Thomas finished at 8-under 276 for his fourth victory of the year.
The PGA has been part of the Thomas family for three generations. Paul Thomas, his grandfather, was the longtime pro at Zanesville Country Club in Ohio who played in the 1962 U.S. Open. His father played at Morehead State and had aspirations of playing the tour that didn’t last long. Instead, Mike Thomas became a club pro who watched his son fall in love with the game and grow into a force on the PGA Tour.
“I can’t put it into words,” Thomas said about his PGA of America heritage. “I wish my grandpa could be here for it. It’s so special to get it done. I’ve glad we have a trophy now.”
Kevin Kisner was the last one who had a chance to catch him. But he three-putted from 100 feet on the 16th for bogey, couldn’t birdie the 17th from long range and hit his second shot into the water and finished with a double bogey. Kisner, the 54-hole leader, played the final three holes in 6 over on the weekend. He closed with a 74.
“That’s not going to be fun to look at,” he said of his weekend finish over the brutal closing stretch at Quail Hollow. “I thought I had to get to 10 (under) starting the day to win, and that was about right. I had every opportunity. I just didn’t finish it off.”
Matsuyama also hit into the water on No. 18 and made bogey for a 72 to finish three back.
Louis Oosthuizen (70), Patrick Reed (67) and Francesco Molinari (67) tied for second, though none had a chance to win playing the 18th. Oosthuizen holed a 50-foot birdie putt on the 18th to get a runner-up finish in the majors for the fourth time.
For Reed, it was his first top 10 in a major.
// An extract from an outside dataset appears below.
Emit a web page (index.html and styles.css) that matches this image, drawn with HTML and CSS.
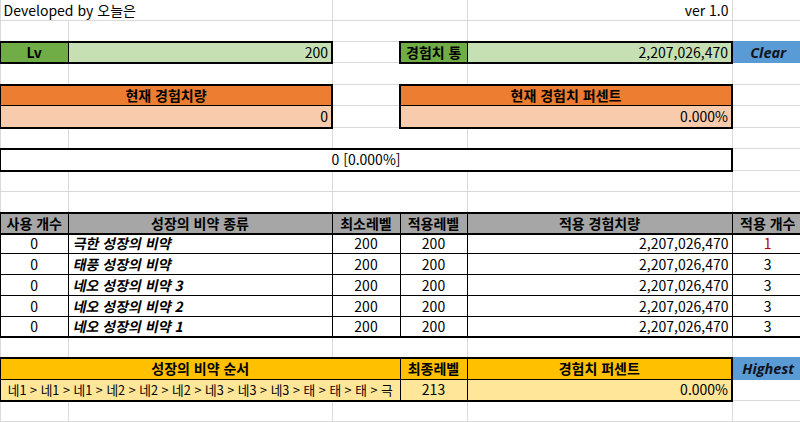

Just two months ago, fresh off a record-tying 63 in the U.S. Open to get in the final group at Erin Hills, Thomas struggled from the start and shot 75. He started this final round two shots behind, skulled a bunker shot on the first hole and had to make a 15-foot putt to avoid double bogey. He missed a short par putt on No. 3, and that was the last mistake he made until it no longer mattered.
Thomas began his move with a 35-foot birdie putt on No. 9, and then caught two breaks on the par-5 10th. His tee shot sailed left into a tree and bounced out into the fairway. Then, his 8-foot birdie putt hung on the left edge of the cup. Thomas smiled and lazily turned away, and a few seconds later as he looked back toward the hole, gravity took over and the ball dropped into the cup.
He had a chance for a knockout until failing to birdie the two easiest holes on the back nine, only to make up for it with the tough bunker shot on the 16th that led to his clutch par, and a 7-iron that made him a major champion.
He gets referred to endlessly as Spieth’s best friend because Spieth, who is 3 months younger, has done so much so quickly. Their friendship dates to France when they represented the U.S. in the Evian Junior Masters. Thomas won that 36-hole event.
Ten years later, they have won consecutive majors and head into the FedEx Cup playoffs battling for PGA Tour player of the year.